___ DATA FOR THIS TASK ___

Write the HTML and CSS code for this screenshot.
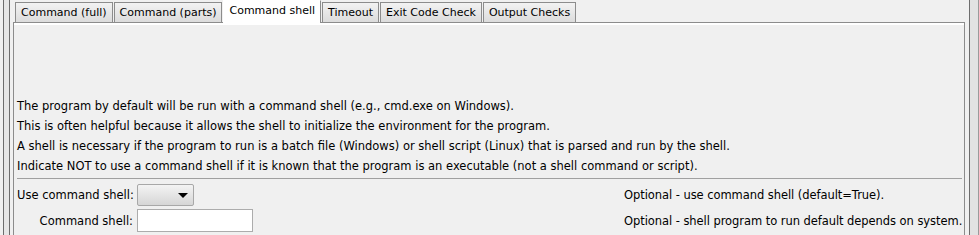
FILE: index.html
```html
<!DOCTYPE html>
<html lang="en">
<head>
<meta charset="UTF-8">
<title>Command shell</title>
<link rel="stylesheet" href="styles.css">
</head>
<body>
<div class="frame">
    <div class="left-edge"></div>
    <div class="tab-area">
        <div class="tab-bar">
            <div class="tab">Command (full)</div>
            <div class="tab">Command (parts)</div>
            <div class="tab selected">Command shell</div>
            <div class="tab">Timeout</div>
            <div class="tab">Exit Code Check</div>
            <div class="tab">Output Checks</div>
        </div>
        <div class="pane">
            <div class="desc">
                <p>The program by default will be run with a command shell (e.g., cmd.exe on Windows).</p>
                <p>This is often helpful because it allows the shell to initialize the environment for the program.</p>
                <p>A shell is necessary if the program to run is a batch file (Windows) or shell script (Linux) that is parsed and run by the shell.</p>
                <p>Indicate NOT to use a command shell if it is known that the program is an executable (not a shell command or script).</p>
            </div>
            <div class="sep"></div>
            <div class="form">
                <label class="first">Use command shell:</label>
                <div class="combo"><span class="arrow"></span></div>
                <span class="hint">Optional - use command shell (default=True).</span>
                <label>Command shell:</label>
                <div class="text-input"></div>
                <span class="hint">Optional - shell program to run default depends on system.</span>
            </div>
        </div>
    </div>
    <div class="right-edge"></div>
</div>
</body>
</html>
```

FILE: styles.css
```css
body {
    margin: 0;
    padding: 0;
    background-color: #f0f0f0;
    font-family: "DejaVu Sans", Verdana, sans-serif;
    font-size: 11.5px;
    color: #000;
    overflow: hidden;
}
.frame {
    display: flex;
    height: 235px;
}
.left-edge {
    width: 10px;
    margin-right: 3px;
    border-left: 3px solid #f0f0f0;
    box-sizing: border-box;
    background: #e6e6e6;
    box-shadow: inset 1px 0 0 #6d6d6d, inset -1px 0 0 #6d6d6d;
}
.tab-area {
    flex: 1;
    display: flex;
    flex-direction: column;
    min-width: 0;
}
.tab-bar {
    display: flex;
    height: 22px;
    align-items: flex-end;
    padding-left: 2px;
    font-size: 11px;
}
.tab {
    height: 19px;
    line-height: 19px;
    padding: 0 5px;
    border: 1px solid #8c8c8c;
    border-bottom: none;
    margin-right: 1px;
    background: linear-gradient(#f2f2f2, #dcdcdc);
    white-space: nowrap;
}
.tab.selected {
    height: 22px;
    line-height: 20px;
    background: #fff;
    margin-bottom: -1px;
    position: relative;
    z-index: 1;
    padding: 0 5px;
    border-color: #fff;
    border-right-color: #8c8c8c;
}
.pane {
    flex: 1;
    border: 1px solid #8c8c8c;
    border-bottom: none;
    box-shadow: inset 0 2px 0 #fff;
    background: #f0f0f0;
    padding: 0 2px 0 3px;
    white-space: nowrap;
}
.desc {
    padding-top: 73px;
}
.desc p {
    margin: 0;
    height: 20px;
    line-height: 20px;
}
.sep {
    height: 1px;
    background: #a0a0a0;
    margin: 2px 0 5px 0;
}
.form {
    display: grid;
    grid-template-columns: 120px 487px 1fr;
    row-gap: 3px;
    align-items: center;
}
.form label {
    text-align: right;
    padding-right: 4px;
}
.form label.first {
    text-align: left;
}
.hint {
    letter-spacing: -0.06px;
}
.combo {
    width: 55px;
    height: 20px;
    border: 1px solid #a8a8a8;
    border-radius: 2px;
    background: linear-gradient(#f4f4f4, #d6d6d6);
    position: relative;
}
.arrow {
    position: absolute;
    right: 5px;
    top: 8px;
    border-left: 5px solid transparent;
    border-right: 5px solid transparent;
    border-top: 5px solid #000;
}
.text-input {
    width: 114px;
    height: 21px;
    border: 1px solid #acacac;
    background: #fff;
}
.right-edge {
    width: 14px;
    border-left: 4px solid #f0f0f0;
    box-sizing: border-box;
    background: #e2e2e2;
    box-shadow: inset 1px 0 0 #6d6d6d, inset -1px 0 0 #9a9a9a;
}
```
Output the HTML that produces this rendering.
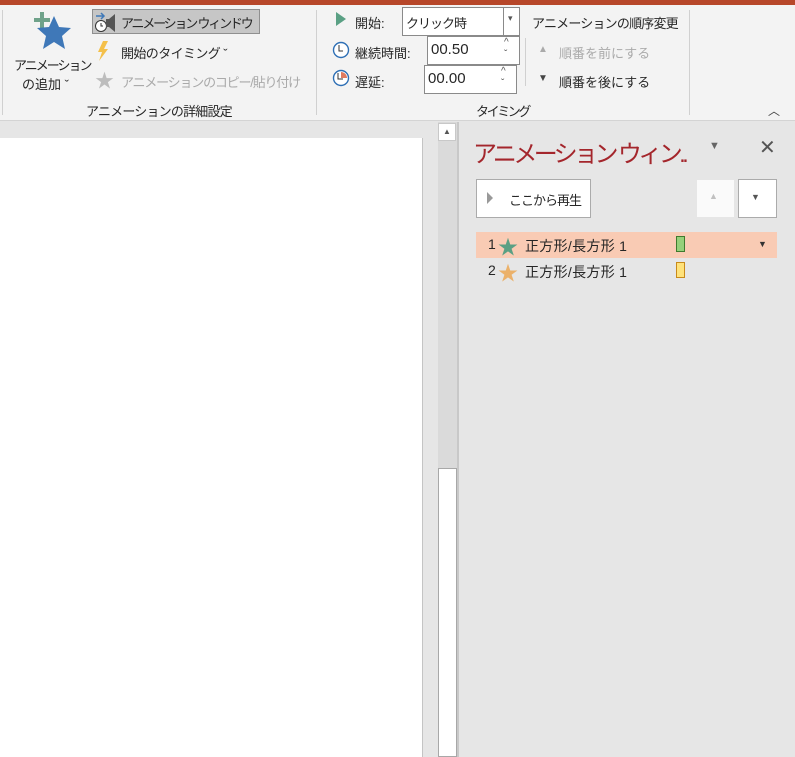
<!DOCTYPE html><html><head><meta charset="utf-8"><style>
body{margin:0;width:795px;height:757px;overflow:hidden;background:#e6e6e6;font-family:"Liberation Sans","Noto Sans CJK JP",sans-serif;font-size:13px;color:#262626;position:relative}
.a{position:absolute;white-space:nowrap}
.box{position:absolute;background:#fff;border:1px solid #8a8a8a;box-sizing:border-box}
</style></head><body>
<div class="a" style="left:0;top:0;width:795px;height:5px;background:#b7472a"></div>
<div class="a" style="left:0;top:5px;width:795px;height:115px;background:#f3f3f3;border-bottom:1px solid #d4d4d4"></div>
<div class="a" style="left:2px;top:10px;width:1px;height:105px;background:#d0d0d0"></div>
<div class="a" style="left:316px;top:10px;width:1px;height:105px;background:#d0d0d0"></div>
<div class="a" style="left:689px;top:10px;width:1px;height:105px;background:#d0d0d0"></div>
<div class="a" style="left:525px;top:38px;width:1px;height:48px;background:#d0d0d0"></div>
<!-- add animation -->
<svg class="a" style="left:30px;top:8px" width="45" height="44"><path d="M10 4h4v6h6v4h-6v6h-4v-6H4v-4h6z" fill="#6fa28a"/><path d="M24 8l5 11 12 1-9 8 3 13-11-7-11 7 3-13-9-8 12-1z" fill="#3f78b8"/></svg>
<div class="a" style="left:14px;top:55px;letter-spacing:-2px">アニメーション</div>
<div class="a" style="left:22px;top:74px">の追加 ˇ</div>
<div class="a" style="left:92px;top:9px;width:168px;height:25px;background:#c6c6c6;border:1px solid #8f8f8f;box-sizing:border-box"></div>
<svg class="a" style="left:94px;top:10px" width="24" height="24"><circle cx="7" cy="16" r="5.5" fill="#fff" stroke="#333"/><path d="M7 13v3h2" stroke="#333" fill="none"/><path d="M12 9h3l6-5v18l-6-5h-3z" fill="#555"/><path d="M2 6h7M7 3l3 3-3 3" stroke="#3f78b8" fill="none" stroke-width="1.5"/></svg>
<div class="a" style="left:121px;top:13px;letter-spacing:-2.2px">アニメーション ウィンドウ</div>
<svg class="a" style="left:97px;top:41px" width="12" height="20"><path d="M6 0h5L7 8h4L2 20 5 11H1z" fill="#f4c04a"/></svg>
<div class="a" style="left:121px;top:43px;letter-spacing:-0.6px">開始のタイミング ˇ</div>
<div class="a" style="left:95px;top:66px;color:#bdbdbd;font-size:19px">★</div>
<div class="a" style="left:121px;top:72px;color:#aaa;letter-spacing:-1.2px">アニメーションのコピー/貼り付け</div>
<div class="a" style="left:86px;top:101px;letter-spacing:-0.8px">アニメーションの詳細設定</div>
<!-- timing -->
<svg class="a" style="left:335px;top:12px" width="12" height="14"><path d="M1 0l10 7-10 7z" fill="#5aa084"/></svg>
<div class="a" style="left:355px;top:13px">開始:</div>
<div class="box" style="left:402px;top:7px;width:118px;height:29px"></div>
<div class="a" style="left:503px;top:8px;width:1px;height:27px;background:#8a8a8a"></div>
<div class="a" style="left:508px;top:13px;font-size:9px;color:#555">▾</div>
<div class="a" style="left:406px;top:13px;letter-spacing:-1px">クリック時</div>
<svg class="a" style="left:332px;top:41px" width="18" height="18"><circle cx="9" cy="9" r="7.5" fill="#fff" stroke="#2e6fb5" stroke-width="1.4"/><path d="M7 4v6h4" stroke="#333" fill="none"/></svg>
<div class="a" style="left:355px;top:43px">継続時間:</div>
<div class="box" style="left:427px;top:36px;width:93px;height:29px"></div>
<div class="a" style="left:431px;top:41px;font-size:15px">00.50</div>
<div class="a" style="left:504px;top:37px;font-size:10px;color:#555;line-height:12px">^<br>ˇ</div>
<svg class="a" style="left:332px;top:69px" width="18" height="18"><circle cx="9" cy="9" r="7.5" fill="#fff" stroke="#2e6fb5" stroke-width="1.4"/><path d="M9 9V3a6 6 0 0 1 6 6z" fill="#e07a5f"/><path d="M6 4v6h5" stroke="#333" fill="none"/></svg>
<div class="a" style="left:355px;top:72px">遅延:</div>
<div class="box" style="left:424px;top:65px;width:93px;height:29px"></div>
<div class="a" style="left:428px;top:70px;font-size:15px">00.00</div>
<div class="a" style="left:501px;top:66px;font-size:10px;color:#555;line-height:12px">^<br>ˇ</div>
<div class="a" style="left:476px;top:101px;letter-spacing:-2.4px">タイミング</div>
<div class="a" style="left:532px;top:13px;letter-spacing:-0.8px">アニメーションの順序変更</div>
<div class="a" style="left:538px;top:44px;color:#aaa;font-size:10px">▲</div>
<div class="a" style="left:559px;top:43px;color:#aaa">順番を前にする</div>
<div class="a" style="left:538px;top:73px;color:#444;font-size:10px">▼</div>
<div class="a" style="left:559px;top:72px">順番を後にする</div>
<div class="a" style="left:768px;top:102px;color:#444;font-size:12px">︿</div>
<!-- slide -->
<div class="a" style="left:0;top:138px;width:422px;height:619px;background:#fff;border-right:1px solid #c4c4c4"></div>
<div class="a" style="left:438px;top:122px;width:19px;height:635px;background:#dadada"></div>
<div class="a" style="left:438px;top:123px;width:18px;height:18px;background:#fff;border:1px solid #c8c8c8;box-sizing:border-box;font-size:8px;text-align:center;line-height:16px;color:#555">▲</div>
<div class="a" style="left:438px;top:468px;width:19px;height:289px;background:#fff;border:1px solid #a8a8a8;box-sizing:border-box"></div>
<div class="a" style="left:457px;top:122px;width:2px;height:635px;background:#c8c8c8"></div>
<!-- pane -->
<div class="a" style="left:473px;top:134px;font-size:24px;color:#a4262c;letter-spacing:-3.6px">アニメーション ウィン..</div>
<div class="a" style="left:709px;top:140px;font-size:11px;color:#666">▼</div>
<div class="a" style="left:759px;top:135px;font-size:20px;color:#555">✕</div>
<div class="box" style="left:476px;top:179px;width:115px;height:39px;border-color:#ababab"></div>
<svg class="a" style="left:486px;top:192px" width="8" height="12"><path d="M1 0l6 6-6 6z" fill="#999"/></svg>
<div class="a" style="left:509px;top:190px;letter-spacing:-1px">ここから再生</div>
<div class="a" style="left:697px;top:180px;width:37px;height:37px;background:#fafafa"></div>
<div class="a" style="left:709px;top:191px;font-size:9px;color:#c0c0c0">▲</div>
<div class="box" style="left:738px;top:179px;width:39px;height:39px;border-color:#ababab"></div>
<div class="a" style="left:751px;top:192px;font-size:9px;color:#555">▼</div>
<div class="a" style="left:476px;top:232px;width:301px;height:26px;background:#f9cbb4"></div>
<div class="a" style="left:488px;top:236px;font-size:14px">1</div>
<div class="a" style="left:498px;top:231px;font-size:20px;color:#5aa084">★</div>
<div class="a" style="left:525px;top:236px;font-size:14px;letter-spacing:0.3px">正方形/長方形 1</div>
<div class="a" style="left:676px;top:236px;width:9px;height:16px;background:#95d07a;border:1px solid #3f7a2e;box-sizing:border-box"></div>
<div class="a" style="left:758px;top:239px;font-size:9px;color:#333">▼</div>
<div class="a" style="left:488px;top:262px;font-size:14px">2</div>
<div class="a" style="left:498px;top:257px;font-size:20px;color:#ebb16a">★</div>
<div class="a" style="left:525px;top:262px;font-size:14px;letter-spacing:0.3px">正方形/長方形 1</div>
<div class="a" style="left:676px;top:262px;width:9px;height:16px;background:#ffe27a;border:1px solid #c88a1a;box-sizing:border-box"></div>
</body></html>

___

▶ **TO BE DONE**: List each line holding the string "Output".

▶ **ANSWER FOR THE TASK**:
            <div class="tab">Output Checks</div>
Output the HTML that produces this rendering.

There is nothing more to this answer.